To import a CPT or other data sequence into an existing object:

1. Select the object in the GeoDin Object Manager and open **Data Management > Data Sequences**.
2. Click **Import** to open the import dialog.
3. Select the source file and choose **User Format** (free format).
4. Configure the columns:
   * **Depth column** — typically column 1
   * **Data start column** — the first column containing measurement values (typically column 2)
   * **Decimal places** — number of decimal places in the source file
   * **Delimiter** — separator character (space, comma, semicolon, etc.)
   * **Units** — unit of the depth values (e.g. m)
5. Set the **Reduce factor** (see below).
6. Click **OK** to run the import.

### Reduce factor

The reduce factor controls how many values are imported from dense data series. It is useful for CPT data measured at 1 cm intervals, where displaying every value at typical log scales (e.g. 1:100) is unnecessary and slows down the database.

**How it works:**

* Factor = 1: all values are imported (up to 10,000 per series).
* Factor = n (where n > 1): GeoDin reads blocks of n² values. From each block it retains only the **minimum** and **maximum** values (with their depths). Peaks and troughs are preserved; intermediate values are discarded.

**Example:** Factor = 3 → blocks of 9 values → 2 values retained per block (min and max). This reduces a 4,500-point CPT to approximately 1,000 imported points.

{% hint style="info" %}
If you leave the reduce factor at 0, GeoDin calculates an automatic factor so that no series exceeds 500 values. Set the factor to 1 to import without any reduction (maximum 10,000 values per series).
{% endhint %}

{% hint style="warning" %}
**Column layout constraint** — data columns must sit to the right of the depth column in the source file. The importer reads every column to the right of depth and there is no option to skip or exclude specific columns at import time. To remove unwanted series, delete them after import.
{% endhint %}

## Import filters (saving and reusing format settings)

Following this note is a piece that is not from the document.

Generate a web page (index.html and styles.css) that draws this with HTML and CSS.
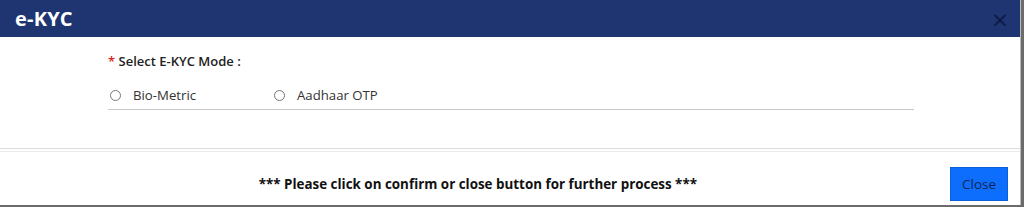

To avoid re-entering the same column configuration for every import of a given file type, save the format as a named import filter:

1. In the import dialog, configure all column and format settings.
2. Click the **New import filter** icon and give the filter a name (e.g. "CPT Fugro v3").
3. Confirm. The filter is saved to `SONIFLTR.SYS` in the `SYSLIB` folder and is available to all users of the same installation.

To load an existing filter, click the **Edit selected filters** drop-down in the import dialog and select the filter name.

## Batch import at the Objects branch level

GeoDin can match import files to objects automatically by filename, allowing you to import CPT data for dozens of objects in one step.

**Requirements:**

* Each import file must be named exactly the same as the **short name** of the corresponding GeoDin object (file extension is ignored).
* A saved import filter must exist for the file format.

**Steps:**

1. In the GeoDin Object Manager, select the **Objects** branch (or a query/group) — not an individual object.
2. Choose the method **Import data sequences** (or **Update data sequences** to overwrite/append).
3. Select **Entire folder** and navigate to the folder containing the CPT files.
4. Select the import filter.
5. Click **Check object link** to preview which files match existing objects, and which don't. Review the log before proceeding.
6. Run the import. Objects without a matching file are skipped; new data sequences are created in matched objects.

{% hint style="info" %}
**Import data sequences** (German: *Sondierung importieren*) creates new data sequence series. **Update data sequences** (German: *Sondierung aktualisieren*) overwrites or appends to existing series. Use "Update" for re-imports with corrected source files.
{% endhint %}

{% hint style="warning" %}
Filenames must match the object short name exactly (case-sensitive on some systems). Create general data presets (**Stammdatenvorgaben**) before the batch import so that fields like project, client, and coordinate system are pre-filled on any new objects GeoDin creates during import.
{% endhint %}

## Beyond CPT — custom filters for any depth-indexed data

The Data Sequences importer is not limited to CPT. Build a custom import filter for any depth-indexed series, for example **measurement-while-drilling (MWD)** logs that record penetration speed, tool pressure, injection pressure, torque, and RPM against depth. The filter mechanism is the same as for CPT: define depth column, data start column, delimiters, units, and series names; save it as a named filter for reuse.

Imported data sequence series can also be **re-exported to CSV** — useful when you need to pull a series out of GeoDin, edit it externally, and re-import.